Q: How did you get interested in Machine Learning?
Gábor: I immensely enjoyed my data mining courses. My first data mining competition was in 2009, and it was quite fun. Then I found Kaggle and got addicted forever. At that time, I already had a full-time job and just started a new master’s in computer science, so finding time for new Kaggle challenges was not always easy. But the learning opportunity was enormous, and I could not resist trying to solve those unique data-driven problems.
Q: How hard is it to become a Kaggle Grandmaster? What initially attracted you to Kaggle, and When did the first win come your way?
Gábor: Reaching a Grandmaster’s status in competitions is undoubtedly demanding. One needs five gold medals in different competitions, and at least one has to be a solo gold. It requires a lot of effort and hard work to earn gold in every competition, for instance, him.
My first competition win came in 2013. It was a small research competition with 81 teams. The task was to recognize bird species in audio recordings. We only had a few hundred audio files for training at that time, and we did not have all the comfortable deep learning tools. I was able to win the competition with template matching on the spectrograms and using random forests only.
The competitions became a bit more difficult since the good old days as the Kaggle community grew. Nowadays, it is hard to find competitions with less than a thousand teams.
Q: As a Data Scientist at H2O.ai, what are your roles, and in which specific areas do you work?
Gábor: I just joined H2O.ai in August, and I like the flexibility to work on different projects here. Besides helping customers using H2O Driverless AI during POCs, I also create H2O Wave apps and test new Driverless AI features.
Q: What are some of the best things you have learned via Kaggle that you apply in your professional work at H2O.ai?
Gábor: I hear way too often that in Kaggle competitions, participants fight over the 4th decimals on the leaderboard, and the differences are not significant. Well, there are much bigger victories (e.g., in the recently finished Lyft Motion Prediction competition where Philipp and his team won by 8% improvement over the second team). Even if the race is much closer, you have to turn all the rocks and squeeze every possible gain from your features and models. In my experience, that also teaches you how to get a robust baseline model fast.

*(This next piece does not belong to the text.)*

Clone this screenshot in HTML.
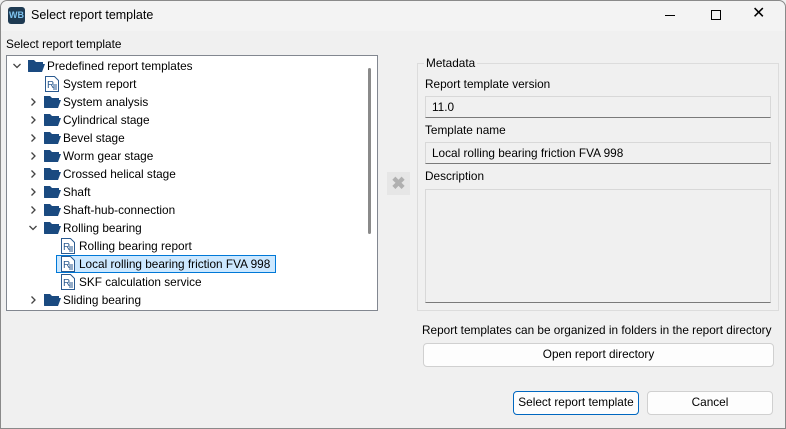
<!DOCTYPE html>
<html><head><style>
*{box-sizing:border-box;margin:0;padding:0}
body{width:786px;height:429px;background:#f0f0f0;font-family:"Liberation Sans",sans-serif;font-size:11.8px;color:#000;position:relative;overflow:hidden}
.abs{position:absolute}
.win{position:absolute;left:0;top:0;width:786px;height:429px;border:1px solid #8a8a8a;border-radius:7px 7px 0 0}
.title{position:absolute;left:1px;top:1px;width:784px;height:30px;background:#f3f3f3;border-radius:7px 7px 0 0}
.row{position:absolute;height:18px;line-height:18px;white-space:nowrap}
.box{position:absolute;background:#f0f0f0;border:1px solid #d8d8d8;border-bottom:1px solid #7a7a7a;padding-left:6px;line-height:20px}
.btn{position:absolute;background:#fdfdfd;border:1px solid #d0d0d0;border-radius:4px;text-align:center;line-height:21px}
</style></head><body>
<div class="win"></div>
<div class="title"></div>
<div class="abs" style="left:8px;top:7px;width:17px;height:17px;background:#1e3a52;border-radius:3px;color:#7ec3ef;font-size:9px;font-weight:bold;line-height:17px;text-align:center">WB</div>
<div class="abs" style="left:31px;top:8px;font-size:12.5px">Select report template</div>
<div class="abs" style="left:665px;top:15px;width:10px;height:1px;background:#000"></div>
<div class="abs" style="left:711px;top:10px;width:10px;height:10px;border:1px solid #000"></div>
<div class="abs" style="left:752px;top:3px;font-size:16px">✕</div>
<div class="abs" style="left:6px;top:37px">Select report template</div>
<div class="abs" style="left:6px;top:55px;width:372px;height:256px;background:#fff;border:1px solid #828790"></div>
<div class="abs" style="left:368px;top:68px;width:3px;height:166px;background:#8a8a8a;border-radius:2px"></div>
<svg width="0" height="0" style="position:absolute"><defs>
<symbol id="fd" viewBox="0 0 18 14"><path d="M1 1h6l2 2h7v2H5L1 13z" fill="#1a4a80"/><path d="M4 5h14l-3 8H1z" fill="#1a4a80"/></symbol>
<symbol id="rp" viewBox="0 0 16 16"><path d="M1.5 0.5h9l4 4v11h-13z" fill="#fff" stroke="#2a5a90"/><text x="3" y="12" font-size="10" font-family="Liberation Sans" fill="#2a5a90">R</text><path d="M9 9h4M9 11h4M9 13h4" stroke="#2a5a90"/></symbol>
<symbol id="cc" viewBox="0 0 10 10"><path d="M3.5 1.5L7 5L3.5 8.5" fill="none" stroke="#444" stroke-width="1.3"/></symbol>
<symbol id="co" viewBox="0 0 10 10"><path d="M1.5 3L5 6.5L8.5 3" fill="none" stroke="#444" stroke-width="1.3"/></symbol>
</defs></svg>
<div id="tree"></div>
<script>
var rows=[[0,'o','Predefined report templates'],[1,'r','System report'],[1,'c','System analysis'],[1,'c','Cylindrical stage'],[1,'c','Bevel stage'],[1,'c','Worm gear stage'],[1,'c','Crossed helical stage'],[1,'c','Shaft'],[1,'c','Shaft-hub-connection'],[1,'o','Rolling bearing'],[2,'r','Rolling bearing report'],[2,'r','Local rolling bearing friction FVA 998'],[2,'r','SKF calculation service'],[1,'c','Sliding bearing']];
var h='';rows.forEach(function(r,i){var y=57+i*18,ind=r[0]*16;
if(i==11)h+='<div class="abs" style="left:56px;top:'+(y)+'px;width:220px;height:18px;background:#cce8ff;border:1px solid #0078d7"></div>';
if(r[1]!='r'){h+='<svg class="abs" style="left:'+(12+ind)+'px;top:'+(y+4)+'px" width="10" height="10"><use href="#'+(r[1]=='o'?'co':'cc')+'"/></svg>';h+='<svg class="abs" style="left:'+(27+ind)+'px;top:'+(y+2)+'px" width="18" height="14"><use href="#fd"/></svg>';}
else h+='<svg class="abs" style="left:'+(27+ind+1)+'px;top:'+(y+1)+'px" width="16" height="16"><use href="#rp"/></svg>';
h+='<div class="row" style="left:'+(47+ind)+'px;top:'+y+'px">'+r[2]+'</div>';});
document.getElementById('tree').innerHTML=h;
</script>
<div class="abs" style="left:387px;top:172px;width:23px;height:23px;background:#e6e6e6;color:#b0b0b0;font-size:17px;font-weight:bold;text-align:center;line-height:23px">✖</div>
<div class="abs" style="left:417px;top:63px;width:362px;height:248px;border:1px solid #dcdcdc"></div>
<div class="abs" style="left:424px;top:56px;background:#f0f0f0;padding:0 2px">Metadata</div>
<div class="abs" style="left:425px;top:77px">Report template version</div>
<div class="box" style="left:425px;top:96px;width:346px;height:22px">11.0</div>
<div class="abs" style="left:425px;top:123px">Template name</div>
<div class="box" style="left:425px;top:142px;width:346px;height:22px">Local rolling bearing friction FVA 998</div>
<div class="abs" style="left:425px;top:169px">Description</div>
<div class="box" style="left:425px;top:189px;width:346px;height:114px"></div>
<div class="abs" style="left:422px;top:323px">Report templates can be organized in folders in the report directory</div>
<div class="btn" style="left:423px;top:343px;width:351px;height:24px">Open report directory</div>
<div class="btn" style="left:513px;top:391px;width:126px;height:24px;border:1px solid #0067c0">Select report template</div>
<div class="btn" style="left:647px;top:391px;width:126px;height:24px">Cancel</div>
</body></html>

The other criticism that I hear is that the competitions reward overfitting and data leaks. While I agree that data leaks could be a significant issue, and I did have to exploit them to win competitions, overfitting is not rewarded at Kaggle. Quite the opposite! During the competition, you don’t receive feedback about the final test set. I saw (and have experienced) quite brutal shake-ups where only the best validation strategies and most stable models survived. Data leaks are quite common in the real world too. When you see a — too good to be true- AUC result, you should start to think immediately about the cause. Seeing all the possible data leaks in previous Kaggle challenges helps to debug the machine learning pipeline quicker.
Q: If you were to team up with grandmasters at H2O.ai, who would they be and why?

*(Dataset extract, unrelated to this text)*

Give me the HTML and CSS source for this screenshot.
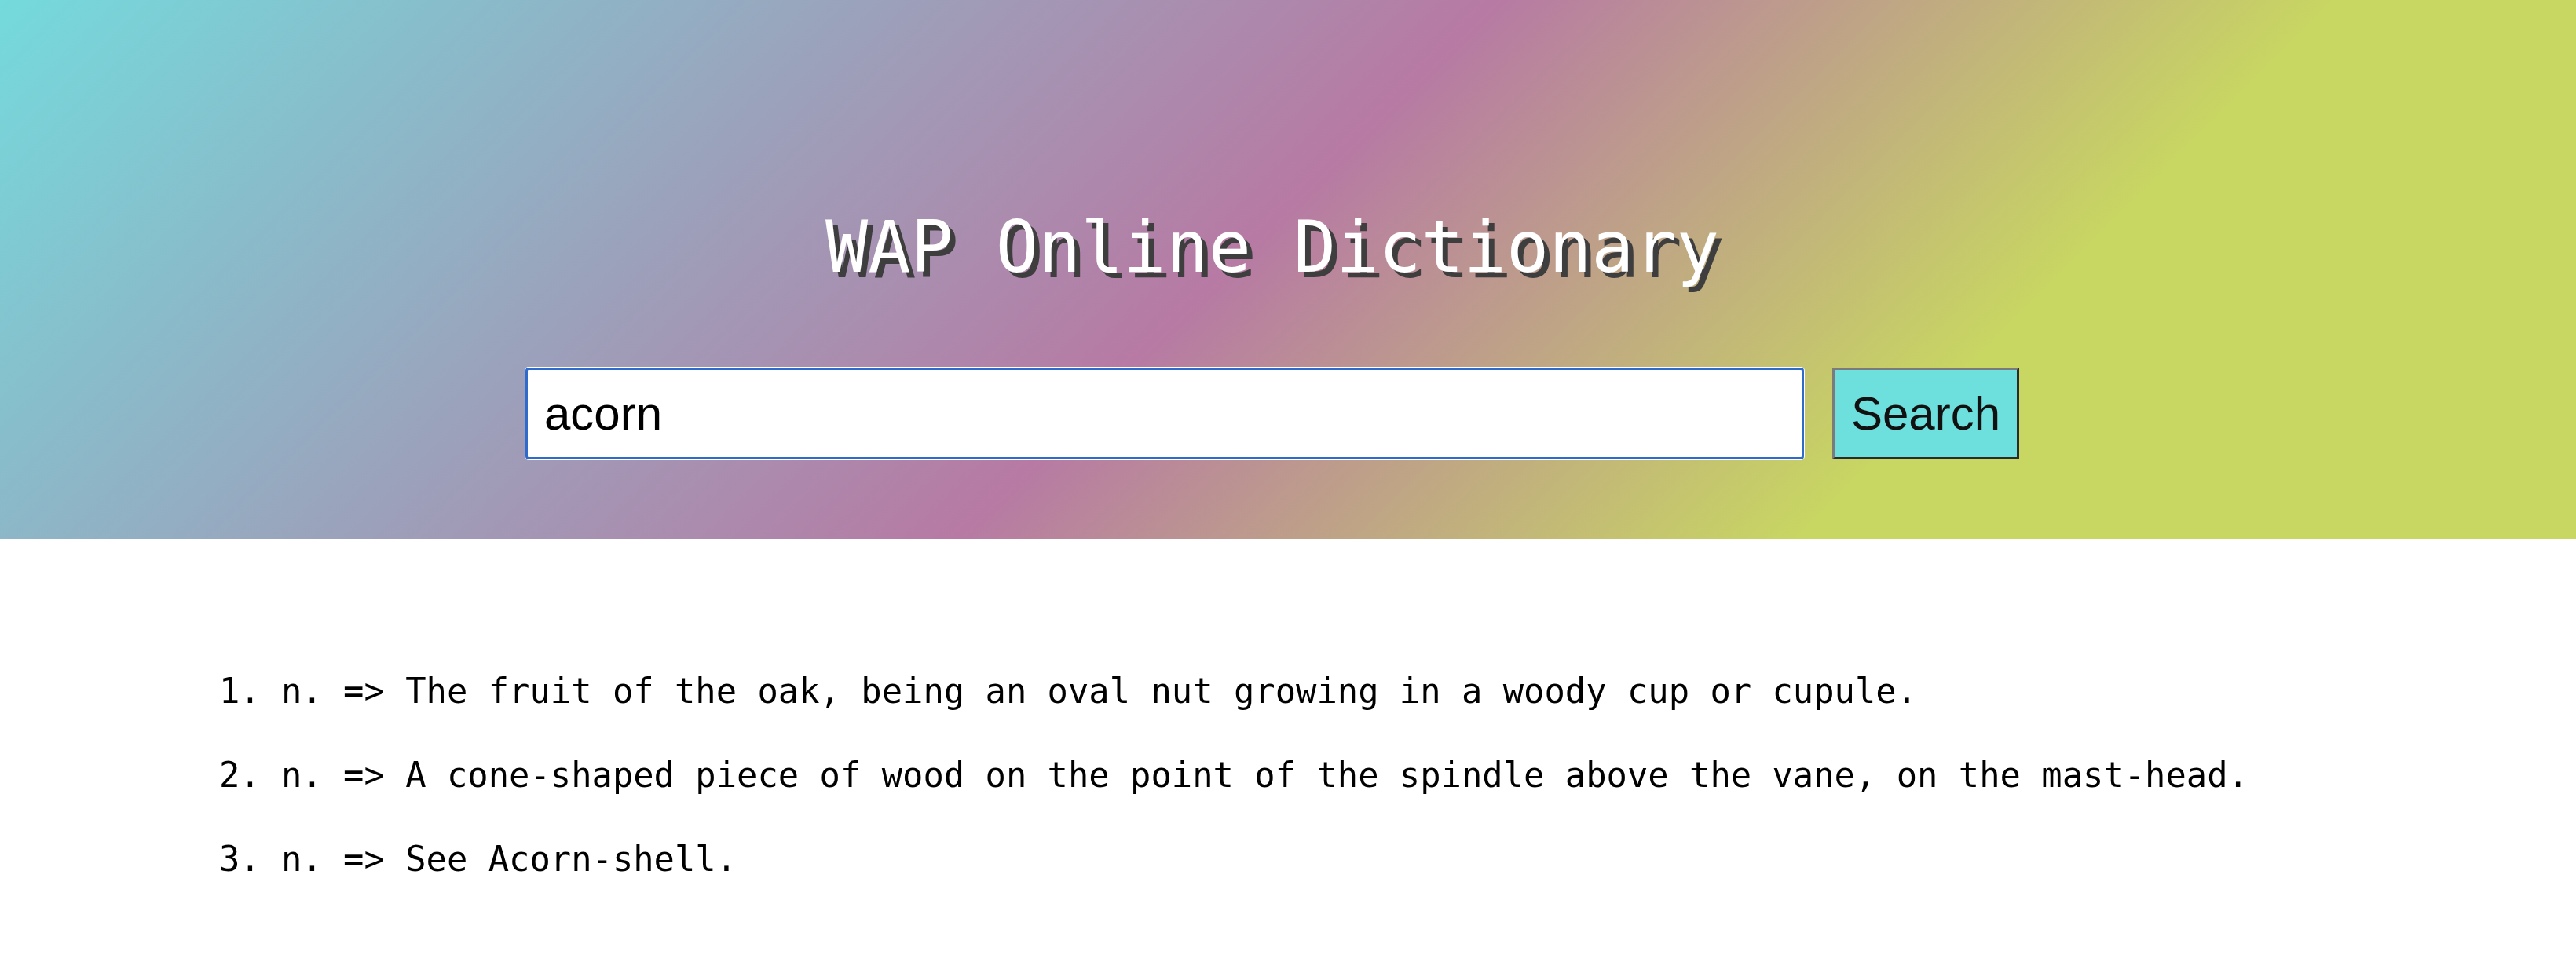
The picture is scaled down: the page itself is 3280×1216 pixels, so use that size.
FILE: index.html
```html
<!DOCTYPE html>
<html lang="en">
<head>
<meta charset="utf-8">
<title>WAP Online Dictionary</title>
<link rel="stylesheet" href="styles.css">
</head>
<body>
<header class="hero">
  <h1 class="title">WAP Online Dictionary</h1>
  <form class="search" onsubmit="return false">
    <input class="search-input" id="word" type="text" value="acorn" autofocus>
    <button class="search-btn" type="submit">Search</button>
  </form>
</header>
<main class="results">
  <ol class="defs">
    <li>n. =&gt; The fruit of the oak, being an oval nut growing in a woody cup or cupule.</li>
    <li>n. =&gt; A cone-shaped piece of wood on the point of the spindle above the vane, on the mast-head.</li>
    <li>n. =&gt; See Acorn-shell.</li>
  </ol>
</main>
<script src="script.js"></script>
</body>
</html>
```
FILE: styles.css
```css
html, body {
  margin: 0;
  padding: 0;
  background: #ffffff;
}

.hero {
  box-sizing: border-box;
  height: 686px;
  padding-top: 261px;
  background: linear-gradient(135deg, #74dadc 0%, #b77aa4 48%, #c8d662 75%, #c8d662 100%);
  display: flex;
  flex-direction: column;
  align-items: center;
}

.title {
  margin: 0;
  font-family: "DejaVu Sans Mono", "Liberation Mono", monospace;
  font-weight: normal;
  font-size: 90px;
  line-height: 108px;
  color: #ffffff;
  text-shadow: 7px 7px 0 #3e3e3e;
  padding-right: 40px;
}

.search {
  margin-top: 99px;
  display: flex;
  align-items: center;
  gap: 36px;
  padding-right: 40px;
}

.search-input {
  box-sizing: border-box;
  width: 1628px;
  height: 117px;
  padding: 0 21px;
  border: 3px solid #2f6bcc;
  border-radius: 4px;
  box-shadow: 0 0 0 1px #ffffff;
  outline: none;
  background: #ffffff;
  color: #000000;
  caret-color: #000000;
  font-family: "Liberation Sans", Arial, sans-serif;
  font-size: 60px;
}

.search-input:focus {
  outline: none;
}

.search-btn {
  box-sizing: border-box;
  width: 238px;
  height: 117px;
  padding: 0;
  border-style: solid;
  border-width: 3px;
  border-color: #7b7b7b #2b2b2b #2b2b2b #7b7b7b;
  background: #6ddfdc;
  color: #111111;
  font-family: "Liberation Sans", Arial, sans-serif;
  font-size: 60px;
}

.results {
  padding-top: 167px;
}

.defs {
  margin: 0;
  padding-left: 358px;
  font-family: "DejaVu Sans Mono", "Liberation Mono", monospace;
  font-size: 43.8px;
  line-height: 53px;
  color: #000000;
}

.defs li {
  margin: 0 0 54px;
}
```
FILE: script.js
```js
var w = document.getElementById('word');
w.focus();
w.setSelectionRange(w.value.length, w.value.length);
```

Gábor: Good question 😃. I recently created the membership network of the Kaggle team at H2O.ai. While we are mostly in a largely connected ecosystem, I did not team up directly with anyone before. I can’t pick a single person as we have so many talented kagglers but probably will team up with some of them in 2021.
Q: The Data Science domain is rapidly evolving. How do you manage to keep up with all the latest developments?

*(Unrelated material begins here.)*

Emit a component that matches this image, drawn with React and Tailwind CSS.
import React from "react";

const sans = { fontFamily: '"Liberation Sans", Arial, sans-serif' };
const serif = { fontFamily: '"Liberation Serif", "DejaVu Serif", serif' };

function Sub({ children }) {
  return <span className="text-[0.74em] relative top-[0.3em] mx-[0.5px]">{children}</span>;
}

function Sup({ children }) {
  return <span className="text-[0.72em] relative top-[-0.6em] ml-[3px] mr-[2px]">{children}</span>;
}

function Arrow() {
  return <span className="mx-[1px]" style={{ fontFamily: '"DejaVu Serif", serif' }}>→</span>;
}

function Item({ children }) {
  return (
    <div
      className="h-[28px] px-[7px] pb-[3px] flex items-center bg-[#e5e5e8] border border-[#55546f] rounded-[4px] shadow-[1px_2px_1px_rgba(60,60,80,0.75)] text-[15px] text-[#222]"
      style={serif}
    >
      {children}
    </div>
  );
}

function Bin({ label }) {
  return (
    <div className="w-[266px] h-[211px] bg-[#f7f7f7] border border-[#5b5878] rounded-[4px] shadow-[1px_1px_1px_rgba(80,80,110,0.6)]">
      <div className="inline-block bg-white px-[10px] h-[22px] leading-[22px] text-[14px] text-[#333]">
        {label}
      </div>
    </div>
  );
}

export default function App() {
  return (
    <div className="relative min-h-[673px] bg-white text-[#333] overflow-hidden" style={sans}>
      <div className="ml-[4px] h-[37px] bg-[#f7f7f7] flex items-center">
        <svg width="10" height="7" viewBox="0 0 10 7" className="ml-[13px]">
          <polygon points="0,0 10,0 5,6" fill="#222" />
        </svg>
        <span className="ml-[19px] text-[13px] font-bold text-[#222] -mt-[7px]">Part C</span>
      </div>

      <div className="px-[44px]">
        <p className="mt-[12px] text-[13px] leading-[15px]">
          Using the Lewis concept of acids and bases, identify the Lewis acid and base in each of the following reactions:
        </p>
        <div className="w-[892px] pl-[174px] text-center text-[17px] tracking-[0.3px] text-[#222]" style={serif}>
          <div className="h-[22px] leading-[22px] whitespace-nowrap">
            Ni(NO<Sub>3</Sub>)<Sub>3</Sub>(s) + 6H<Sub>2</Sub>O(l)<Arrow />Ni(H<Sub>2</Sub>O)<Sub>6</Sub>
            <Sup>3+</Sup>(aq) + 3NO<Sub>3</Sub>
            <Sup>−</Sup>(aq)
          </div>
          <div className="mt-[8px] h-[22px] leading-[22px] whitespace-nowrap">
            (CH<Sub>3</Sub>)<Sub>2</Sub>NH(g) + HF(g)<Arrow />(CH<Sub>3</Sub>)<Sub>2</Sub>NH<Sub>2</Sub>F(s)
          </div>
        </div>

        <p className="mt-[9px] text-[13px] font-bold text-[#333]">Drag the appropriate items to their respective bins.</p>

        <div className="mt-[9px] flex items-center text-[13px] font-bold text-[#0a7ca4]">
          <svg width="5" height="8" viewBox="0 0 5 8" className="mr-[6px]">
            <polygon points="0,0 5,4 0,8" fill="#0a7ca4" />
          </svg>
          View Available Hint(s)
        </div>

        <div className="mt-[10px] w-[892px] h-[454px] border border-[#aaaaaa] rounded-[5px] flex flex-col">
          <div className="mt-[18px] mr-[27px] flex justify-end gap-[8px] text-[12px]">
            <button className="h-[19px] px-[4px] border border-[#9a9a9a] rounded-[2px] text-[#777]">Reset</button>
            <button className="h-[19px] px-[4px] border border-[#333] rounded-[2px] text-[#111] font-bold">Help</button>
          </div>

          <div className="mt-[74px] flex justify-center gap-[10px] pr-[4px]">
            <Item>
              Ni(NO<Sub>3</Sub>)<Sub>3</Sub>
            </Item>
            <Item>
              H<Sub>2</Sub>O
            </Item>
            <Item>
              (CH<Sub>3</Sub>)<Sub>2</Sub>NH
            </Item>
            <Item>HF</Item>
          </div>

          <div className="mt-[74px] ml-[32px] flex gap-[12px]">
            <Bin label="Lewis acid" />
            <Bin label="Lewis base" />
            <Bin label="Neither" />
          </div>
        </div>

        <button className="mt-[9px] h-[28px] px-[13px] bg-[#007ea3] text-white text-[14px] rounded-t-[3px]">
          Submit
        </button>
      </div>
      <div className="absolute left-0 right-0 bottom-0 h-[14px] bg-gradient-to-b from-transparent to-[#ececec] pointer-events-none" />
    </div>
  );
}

Gábor: I think it is impossible to keep up with everything. Besides the fun, I like Kaggle competitions because they show what tools work the best for specific problems. You can learn a lot just by reading the competition winning solutions. But trying to apply those tips and tricks in the next competition will teach you a lot more.
There is quite a few stuff to catch up for me regarding Natural Language Processing or Reinforcement Learning. Fortunately, the team at H2O.ai has experts in every field.
On the other hand, it also means that the tools are getting better. In the recent Cornell Birdcall Competition, I could train models with a few hundred code lines with PyTorch. Or look at Driverless AI; with a few clicks, you could solve all sorts of supervised machine learning problems.
Q: A word of advice for the Data Science aspirants who have just started or wish to start their Data Science journey?
Gábor: Don’t be afraid to start and prepare for the long run. The community is enormous and willing to share. If you already learned the basics and want to get your hands dirty, I can only recommend participating in Kaggle competitions.
There are personally a lot of takeaways from this interaction. Firstly, Data Science is an area where one needs to be self-motivated and eager to learn at every stage. Secondly, there is always so much to learn from every machine learning competition, even if you perform well or not. The important thing is to identify your weak points and work on them while leveraging your strengths. In the end, the community around you is always ready to help, and the flourishing Kaggle community is a testimony to that fact.